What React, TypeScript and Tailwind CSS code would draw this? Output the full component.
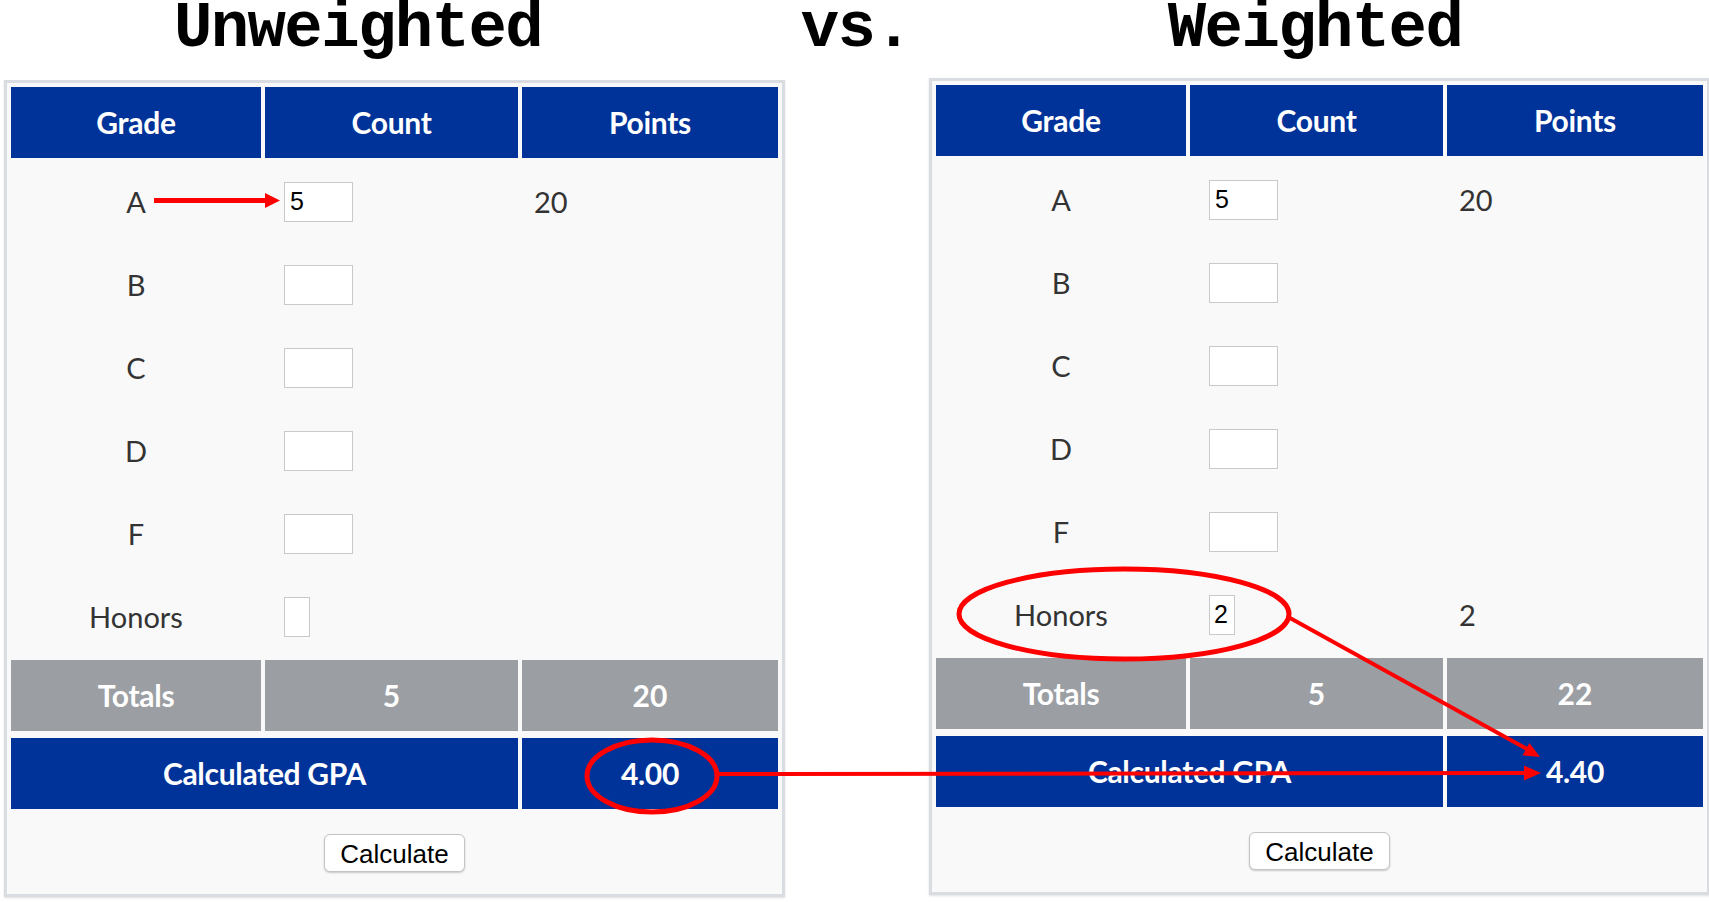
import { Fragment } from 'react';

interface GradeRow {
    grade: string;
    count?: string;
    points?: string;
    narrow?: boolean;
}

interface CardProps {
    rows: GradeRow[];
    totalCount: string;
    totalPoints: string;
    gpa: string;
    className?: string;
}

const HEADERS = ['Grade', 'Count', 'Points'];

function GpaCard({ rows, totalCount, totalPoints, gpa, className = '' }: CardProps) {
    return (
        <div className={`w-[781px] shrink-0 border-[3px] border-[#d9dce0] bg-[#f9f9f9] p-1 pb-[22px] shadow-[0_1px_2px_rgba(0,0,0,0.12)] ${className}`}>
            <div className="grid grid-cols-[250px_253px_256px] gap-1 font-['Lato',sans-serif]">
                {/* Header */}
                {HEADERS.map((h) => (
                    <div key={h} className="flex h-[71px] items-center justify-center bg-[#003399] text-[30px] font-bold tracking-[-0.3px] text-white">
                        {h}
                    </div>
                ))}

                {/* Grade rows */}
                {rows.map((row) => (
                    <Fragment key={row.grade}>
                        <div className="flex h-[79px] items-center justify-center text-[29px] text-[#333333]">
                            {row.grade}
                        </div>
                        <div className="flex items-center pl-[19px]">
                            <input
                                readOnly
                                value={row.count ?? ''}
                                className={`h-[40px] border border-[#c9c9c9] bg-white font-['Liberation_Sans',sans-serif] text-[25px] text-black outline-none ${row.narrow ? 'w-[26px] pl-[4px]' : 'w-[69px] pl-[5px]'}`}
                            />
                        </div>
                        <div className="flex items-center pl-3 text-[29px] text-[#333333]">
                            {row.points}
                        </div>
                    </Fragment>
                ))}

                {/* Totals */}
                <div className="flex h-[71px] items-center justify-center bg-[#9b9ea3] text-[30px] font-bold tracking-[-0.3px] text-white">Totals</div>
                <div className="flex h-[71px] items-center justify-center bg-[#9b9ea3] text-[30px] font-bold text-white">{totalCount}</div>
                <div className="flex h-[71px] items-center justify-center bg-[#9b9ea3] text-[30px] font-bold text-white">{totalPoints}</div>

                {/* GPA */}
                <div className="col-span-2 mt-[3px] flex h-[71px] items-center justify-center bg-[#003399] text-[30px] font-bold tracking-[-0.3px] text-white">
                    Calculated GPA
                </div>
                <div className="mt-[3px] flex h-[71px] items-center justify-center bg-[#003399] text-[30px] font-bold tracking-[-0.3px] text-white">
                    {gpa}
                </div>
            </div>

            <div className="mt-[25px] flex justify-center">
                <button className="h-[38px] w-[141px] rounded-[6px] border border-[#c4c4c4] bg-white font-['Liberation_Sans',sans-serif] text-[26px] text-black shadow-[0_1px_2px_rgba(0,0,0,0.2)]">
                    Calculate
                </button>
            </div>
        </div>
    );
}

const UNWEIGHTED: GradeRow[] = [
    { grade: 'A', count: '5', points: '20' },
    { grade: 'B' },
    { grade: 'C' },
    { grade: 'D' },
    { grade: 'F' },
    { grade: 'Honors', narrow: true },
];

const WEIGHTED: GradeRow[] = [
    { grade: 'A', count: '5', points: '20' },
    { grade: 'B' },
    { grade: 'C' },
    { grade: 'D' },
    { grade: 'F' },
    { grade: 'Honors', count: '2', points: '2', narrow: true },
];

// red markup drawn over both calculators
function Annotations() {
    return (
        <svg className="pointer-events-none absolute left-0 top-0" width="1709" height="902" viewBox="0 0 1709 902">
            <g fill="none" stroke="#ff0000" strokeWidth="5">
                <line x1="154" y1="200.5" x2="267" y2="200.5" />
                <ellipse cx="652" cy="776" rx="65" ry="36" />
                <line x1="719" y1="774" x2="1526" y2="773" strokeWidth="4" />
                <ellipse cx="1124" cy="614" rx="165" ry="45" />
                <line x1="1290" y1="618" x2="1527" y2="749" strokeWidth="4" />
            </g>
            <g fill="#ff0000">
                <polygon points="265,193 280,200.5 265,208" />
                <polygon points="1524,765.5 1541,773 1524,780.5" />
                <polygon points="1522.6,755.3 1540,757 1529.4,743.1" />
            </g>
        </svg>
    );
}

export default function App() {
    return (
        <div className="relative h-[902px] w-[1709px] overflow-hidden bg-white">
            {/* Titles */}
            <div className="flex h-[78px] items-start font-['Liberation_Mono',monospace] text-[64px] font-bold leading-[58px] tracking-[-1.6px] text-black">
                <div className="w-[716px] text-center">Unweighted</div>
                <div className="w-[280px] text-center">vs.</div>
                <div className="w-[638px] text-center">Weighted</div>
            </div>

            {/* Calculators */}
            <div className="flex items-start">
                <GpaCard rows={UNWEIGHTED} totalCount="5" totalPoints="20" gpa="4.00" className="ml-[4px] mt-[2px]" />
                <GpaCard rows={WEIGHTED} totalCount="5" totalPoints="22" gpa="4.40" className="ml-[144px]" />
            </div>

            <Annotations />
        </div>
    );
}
#####
**Do this**
Write down every line from the opening of the listing to the line with "const HEADERS = ['Grade', 'Count', 'Points'];", both included, and nothing else; the pictures are omitted.

**Solution for this problem**
What React, TypeScript and Tailwind CSS code would draw this? Output the full component.
import { Fragment } from 'react';

interface GradeRow {
    grade: string;
    count?: string;
    points?: string;
    narrow?: boolean;
}

interface CardProps {
    rows: GradeRow[];
    totalCount: string;
    totalPoints: string;
    gpa: string;
    className?: string;
}

const HEADERS = ['Grade', 'Count', 'Points'];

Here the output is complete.